● EXERCISE DIRECTIONS:
Reproduce the listing below verbatim.

* START *

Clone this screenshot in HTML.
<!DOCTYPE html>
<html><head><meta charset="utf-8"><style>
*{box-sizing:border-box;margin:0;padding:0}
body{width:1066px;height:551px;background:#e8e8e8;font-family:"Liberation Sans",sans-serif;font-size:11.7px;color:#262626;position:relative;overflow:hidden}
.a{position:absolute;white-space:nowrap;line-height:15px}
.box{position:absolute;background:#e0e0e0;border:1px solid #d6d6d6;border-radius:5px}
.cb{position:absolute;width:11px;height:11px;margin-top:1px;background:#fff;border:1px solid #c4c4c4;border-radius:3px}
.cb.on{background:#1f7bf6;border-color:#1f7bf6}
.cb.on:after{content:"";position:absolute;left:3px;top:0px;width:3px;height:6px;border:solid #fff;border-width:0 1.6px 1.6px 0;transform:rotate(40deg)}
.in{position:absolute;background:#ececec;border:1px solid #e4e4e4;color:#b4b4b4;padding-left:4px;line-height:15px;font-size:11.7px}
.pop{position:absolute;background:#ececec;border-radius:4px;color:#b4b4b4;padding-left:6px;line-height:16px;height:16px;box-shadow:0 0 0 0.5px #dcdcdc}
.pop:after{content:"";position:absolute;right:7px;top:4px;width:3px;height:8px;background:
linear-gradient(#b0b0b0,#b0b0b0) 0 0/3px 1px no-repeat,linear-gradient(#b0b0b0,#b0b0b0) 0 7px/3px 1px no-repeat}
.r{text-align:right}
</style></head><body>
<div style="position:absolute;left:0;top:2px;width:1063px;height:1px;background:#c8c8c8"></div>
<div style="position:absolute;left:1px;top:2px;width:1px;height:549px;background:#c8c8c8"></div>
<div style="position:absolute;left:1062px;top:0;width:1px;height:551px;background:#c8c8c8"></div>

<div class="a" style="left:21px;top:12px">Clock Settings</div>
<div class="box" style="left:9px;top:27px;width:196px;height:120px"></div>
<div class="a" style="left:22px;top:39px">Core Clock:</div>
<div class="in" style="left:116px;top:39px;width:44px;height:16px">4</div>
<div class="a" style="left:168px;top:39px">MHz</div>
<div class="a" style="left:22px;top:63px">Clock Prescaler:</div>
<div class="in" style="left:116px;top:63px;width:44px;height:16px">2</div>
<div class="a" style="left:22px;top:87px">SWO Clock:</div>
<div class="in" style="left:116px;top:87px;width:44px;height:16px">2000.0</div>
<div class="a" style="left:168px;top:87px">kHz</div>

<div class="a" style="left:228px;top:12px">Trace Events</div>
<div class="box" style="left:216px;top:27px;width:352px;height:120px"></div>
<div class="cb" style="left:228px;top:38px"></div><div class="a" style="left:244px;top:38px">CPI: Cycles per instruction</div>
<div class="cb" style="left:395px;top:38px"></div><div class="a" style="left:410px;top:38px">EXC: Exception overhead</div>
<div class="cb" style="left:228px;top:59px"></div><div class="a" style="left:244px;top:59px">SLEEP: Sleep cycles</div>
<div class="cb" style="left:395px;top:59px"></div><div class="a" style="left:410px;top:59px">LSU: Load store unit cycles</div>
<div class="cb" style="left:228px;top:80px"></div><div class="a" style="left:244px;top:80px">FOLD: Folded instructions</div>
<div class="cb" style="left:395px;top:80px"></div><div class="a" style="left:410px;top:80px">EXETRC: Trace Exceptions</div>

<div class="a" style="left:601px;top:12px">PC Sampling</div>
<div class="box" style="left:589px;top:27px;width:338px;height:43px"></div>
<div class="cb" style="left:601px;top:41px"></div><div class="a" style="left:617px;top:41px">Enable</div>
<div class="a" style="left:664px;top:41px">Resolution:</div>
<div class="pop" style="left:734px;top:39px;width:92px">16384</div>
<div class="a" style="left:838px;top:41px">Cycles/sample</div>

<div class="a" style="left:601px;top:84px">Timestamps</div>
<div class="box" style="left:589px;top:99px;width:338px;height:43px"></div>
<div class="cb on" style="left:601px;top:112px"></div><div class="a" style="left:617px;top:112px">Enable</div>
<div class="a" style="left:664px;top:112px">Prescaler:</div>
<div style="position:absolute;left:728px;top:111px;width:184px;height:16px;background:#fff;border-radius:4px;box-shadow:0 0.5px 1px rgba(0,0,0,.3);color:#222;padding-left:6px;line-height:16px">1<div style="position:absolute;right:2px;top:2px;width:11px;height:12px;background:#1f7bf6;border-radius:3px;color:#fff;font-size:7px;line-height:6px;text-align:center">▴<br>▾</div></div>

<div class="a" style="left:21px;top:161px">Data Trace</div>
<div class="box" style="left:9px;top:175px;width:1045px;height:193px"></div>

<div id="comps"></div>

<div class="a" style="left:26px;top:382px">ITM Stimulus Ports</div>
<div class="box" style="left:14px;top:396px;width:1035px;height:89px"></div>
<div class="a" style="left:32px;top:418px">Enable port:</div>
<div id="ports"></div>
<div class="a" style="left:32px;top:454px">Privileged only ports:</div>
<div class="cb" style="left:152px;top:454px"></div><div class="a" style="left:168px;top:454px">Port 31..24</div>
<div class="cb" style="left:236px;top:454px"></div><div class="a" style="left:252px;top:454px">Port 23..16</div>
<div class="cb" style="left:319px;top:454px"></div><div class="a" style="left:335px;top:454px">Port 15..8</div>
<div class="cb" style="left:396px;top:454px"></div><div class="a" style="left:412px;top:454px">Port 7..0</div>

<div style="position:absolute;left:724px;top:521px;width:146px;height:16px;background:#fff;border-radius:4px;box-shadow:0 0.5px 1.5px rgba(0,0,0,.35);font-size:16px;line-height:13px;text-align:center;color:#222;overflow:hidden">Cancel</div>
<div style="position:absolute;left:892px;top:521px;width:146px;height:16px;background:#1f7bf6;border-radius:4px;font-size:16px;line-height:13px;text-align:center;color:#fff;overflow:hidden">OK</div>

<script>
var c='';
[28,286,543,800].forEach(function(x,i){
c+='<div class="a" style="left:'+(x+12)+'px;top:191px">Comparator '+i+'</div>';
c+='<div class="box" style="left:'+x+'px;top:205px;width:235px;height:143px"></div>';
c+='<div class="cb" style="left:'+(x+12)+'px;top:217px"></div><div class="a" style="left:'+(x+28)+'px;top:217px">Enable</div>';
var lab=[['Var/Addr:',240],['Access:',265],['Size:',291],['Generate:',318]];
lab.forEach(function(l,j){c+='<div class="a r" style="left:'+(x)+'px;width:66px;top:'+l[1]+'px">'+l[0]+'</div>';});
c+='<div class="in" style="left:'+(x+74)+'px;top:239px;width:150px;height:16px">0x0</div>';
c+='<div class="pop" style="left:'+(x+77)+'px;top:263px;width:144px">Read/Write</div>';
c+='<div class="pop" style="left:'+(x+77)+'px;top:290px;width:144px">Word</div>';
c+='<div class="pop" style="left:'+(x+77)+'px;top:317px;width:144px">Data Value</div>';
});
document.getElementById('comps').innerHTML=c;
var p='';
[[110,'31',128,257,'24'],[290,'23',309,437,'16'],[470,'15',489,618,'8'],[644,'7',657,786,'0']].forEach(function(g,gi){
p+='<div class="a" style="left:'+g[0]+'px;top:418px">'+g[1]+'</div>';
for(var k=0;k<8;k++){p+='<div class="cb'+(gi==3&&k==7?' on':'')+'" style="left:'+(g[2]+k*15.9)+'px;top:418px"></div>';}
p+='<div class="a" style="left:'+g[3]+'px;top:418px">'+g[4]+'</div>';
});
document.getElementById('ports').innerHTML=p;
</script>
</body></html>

* END *

● WRITTEN ANSWER:
Clone this screenshot in HTML.
<!DOCTYPE html>
<html><head><meta charset="utf-8"><style>
*{box-sizing:border-box;margin:0;padding:0}
body{width:1066px;height:551px;background:#e8e8e8;font-family:"Liberation Sans",sans-serif;font-size:11.7px;color:#262626;position:relative;overflow:hidden}
.a{position:absolute;white-space:nowrap;line-height:15px}
.box{position:absolute;background:#e0e0e0;border:1px solid #d6d6d6;border-radius:5px}
.cb{position:absolute;width:11px;height:11px;margin-top:1px;background:#fff;border:1px solid #c4c4c4;border-radius:3px}
.cb.on{background:#1f7bf6;border-color:#1f7bf6}
.cb.on:after{content:"";position:absolute;left:3px;top:0px;width:3px;height:6px;border:solid #fff;border-width:0 1.6px 1.6px 0;transform:rotate(40deg)}
.in{position:absolute;background:#ececec;border:1px solid #e4e4e4;color:#b4b4b4;padding-left:4px;line-height:15px;font-size:11.7px}
.pop{position:absolute;background:#ececec;border-radius:4px;color:#b4b4b4;padding-left:6px;line-height:16px;height:16px;box-shadow:0 0 0 0.5px #dcdcdc}
.pop:after{content:"";position:absolute;right:7px;top:4px;width:3px;height:8px;background:
linear-gradient(#b0b0b0,#b0b0b0) 0 0/3px 1px no-repeat,linear-gradient(#b0b0b0,#b0b0b0) 0 7px/3px 1px no-repeat}
.r{text-align:right}
</style></head><body>
<div style="position:absolute;left:0;top:2px;width:1063px;height:1px;background:#c8c8c8"></div>
<div style="position:absolute;left:1px;top:2px;width:1px;height:549px;background:#c8c8c8"></div>
<div style="position:absolute;left:1062px;top:0;width:1px;height:551px;background:#c8c8c8"></div>

<div class="a" style="left:21px;top:12px">Clock Settings</div>
<div class="box" style="left:9px;top:27px;width:196px;height:120px"></div>
<div class="a" style="left:22px;top:39px">Core Clock:</div>
<div class="in" style="left:116px;top:39px;width:44px;height:16px">4</div>
<div class="a" style="left:168px;top:39px">MHz</div>
<div class="a" style="left:22px;top:63px">Clock Prescaler:</div>
<div class="in" style="left:116px;top:63px;width:44px;height:16px">2</div>
<div class="a" style="left:22px;top:87px">SWO Clock:</div>
<div class="in" style="left:116px;top:87px;width:44px;height:16px">2000.0</div>
<div class="a" style="left:168px;top:87px">kHz</div>

<div class="a" style="left:228px;top:12px">Trace Events</div>
<div class="box" style="left:216px;top:27px;width:352px;height:120px"></div>
<div class="cb" style="left:228px;top:38px"></div><div class="a" style="left:244px;top:38px">CPI: Cycles per instruction</div>
<div class="cb" style="left:395px;top:38px"></div><div class="a" style="left:410px;top:38px">EXC: Exception overhead</div>
<div class="cb" style="left:228px;top:59px"></div><div class="a" style="left:244px;top:59px">SLEEP: Sleep cycles</div>
<div class="cb" style="left:395px;top:59px"></div><div class="a" style="left:410px;top:59px">LSU: Load store unit cycles</div>
<div class="cb" style="left:228px;top:80px"></div><div class="a" style="left:244px;top:80px">FOLD: Folded instructions</div>
<div class="cb" style="left:395px;top:80px"></div><div class="a" style="left:410px;top:80px">EXETRC: Trace Exceptions</div>

<div class="a" style="left:601px;top:12px">PC Sampling</div>
<div class="box" style="left:589px;top:27px;width:338px;height:43px"></div>
<div class="cb" style="left:601px;top:41px"></div><div class="a" style="left:617px;top:41px">Enable</div>
<div class="a" style="left:664px;top:41px">Resolution:</div>
<div class="pop" style="left:734px;top:39px;width:92px">16384</div>
<div class="a" style="left:838px;top:41px">Cycles/sample</div>

<div class="a" style="left:601px;top:84px">Timestamps</div>
<div class="box" style="left:589px;top:99px;width:338px;height:43px"></div>
<div class="cb on" style="left:601px;top:112px"></div><div class="a" style="left:617px;top:112px">Enable</div>
<div class="a" style="left:664px;top:112px">Prescaler:</div>
<div style="position:absolute;left:728px;top:111px;width:184px;height:16px;background:#fff;border-radius:4px;box-shadow:0 0.5px 1px rgba(0,0,0,.3);color:#222;padding-left:6px;line-height:16px">1<div style="position:absolute;right:2px;top:2px;width:11px;height:12px;background:#1f7bf6;border-radius:3px;color:#fff;font-size:7px;line-height:6px;text-align:center">▴<br>▾</div></div>

<div class="a" style="left:21px;top:161px">Data Trace</div>
<div class="box" style="left:9px;top:175px;width:1045px;height:193px"></div>

<div id="comps"></div>

<div class="a" style="left:26px;top:382px">ITM Stimulus Ports</div>
<div class="box" style="left:14px;top:396px;width:1035px;height:89px"></div>
<div class="a" style="left:32px;top:418px">Enable port:</div>
<div id="ports"></div>
<div class="a" style="left:32px;top:454px">Privileged only ports:</div>
<div class="cb" style="left:152px;top:454px"></div><div class="a" style="left:168px;top:454px">Port 31..24</div>
<div class="cb" style="left:236px;top:454px"></div><div class="a" style="left:252px;top:454px">Port 23..16</div>
<div class="cb" style="left:319px;top:454px"></div><div class="a" style="left:335px;top:454px">Port 15..8</div>
<div class="cb" style="left:396px;top:454px"></div><div class="a" style="left:412px;top:454px">Port 7..0</div>

<div style="position:absolute;left:724px;top:521px;width:146px;height:16px;background:#fff;border-radius:4px;box-shadow:0 0.5px 1.5px rgba(0,0,0,.35);font-size:16px;line-height:13px;text-align:center;color:#222;overflow:hidden">Cancel</div>
<div style="position:absolute;left:892px;top:521px;width:146px;height:16px;background:#1f7bf6;border-radius:4px;font-size:16px;line-height:13px;text-align:center;color:#fff;overflow:hidden">OK</div>

<script>
var c='';
[28,286,543,800].forEach(function(x,i){
c+='<div class="a" style="left:'+(x+12)+'px;top:191px">Comparator '+i+'</div>';
c+='<div class="box" style="left:'+x+'px;top:205px;width:235px;height:143px"></div>';
c+='<div class="cb" style="left:'+(x+12)+'px;top:217px"></div><div class="a" style="left:'+(x+28)+'px;top:217px">Enable</div>';
var lab=[['Var/Addr:',240],['Access:',265],['Size:',291],['Generate:',318]];
lab.forEach(function(l,j){c+='<div class="a r" style="left:'+(x)+'px;width:66px;top:'+l[1]+'px">'+l[0]+'</div>';});
c+='<div class="in" style="left:'+(x+74)+'px;top:239px;width:150px;height:16px">0x0</div>';
c+='<div class="pop" style="left:'+(x+77)+'px;top:263px;width:144px">Read/Write</div>';
c+='<div class="pop" style="left:'+(x+77)+'px;top:290px;width:144px">Word</div>';
c+='<div class="pop" style="left:'+(x+77)+'px;top:317px;width:144px">Data Value</div>';
});
document.getElementById('comps').innerHTML=c;
var p='';
[[110,'31',128,257,'24'],[290,'23',309,437,'16'],[470,'15',489,618,'8'],[644,'7',657,786,'0']].forEach(function(g,gi){
p+='<div class="a" style="left:'+g[0]+'px;top:418px">'+g[1]+'</div>';
for(var k=0;k<8;k++){p+='<div class="cb'+(gi==3&&k==7?' on':'')+'" style="left:'+(g[2]+k*15.9)+'px;top:418px"></div>';}
p+='<div class="a" style="left:'+g[3]+'px;top:418px">'+g[4]+'</div>';
});
document.getElementById('ports').innerHTML=p;
</script>
</body></html>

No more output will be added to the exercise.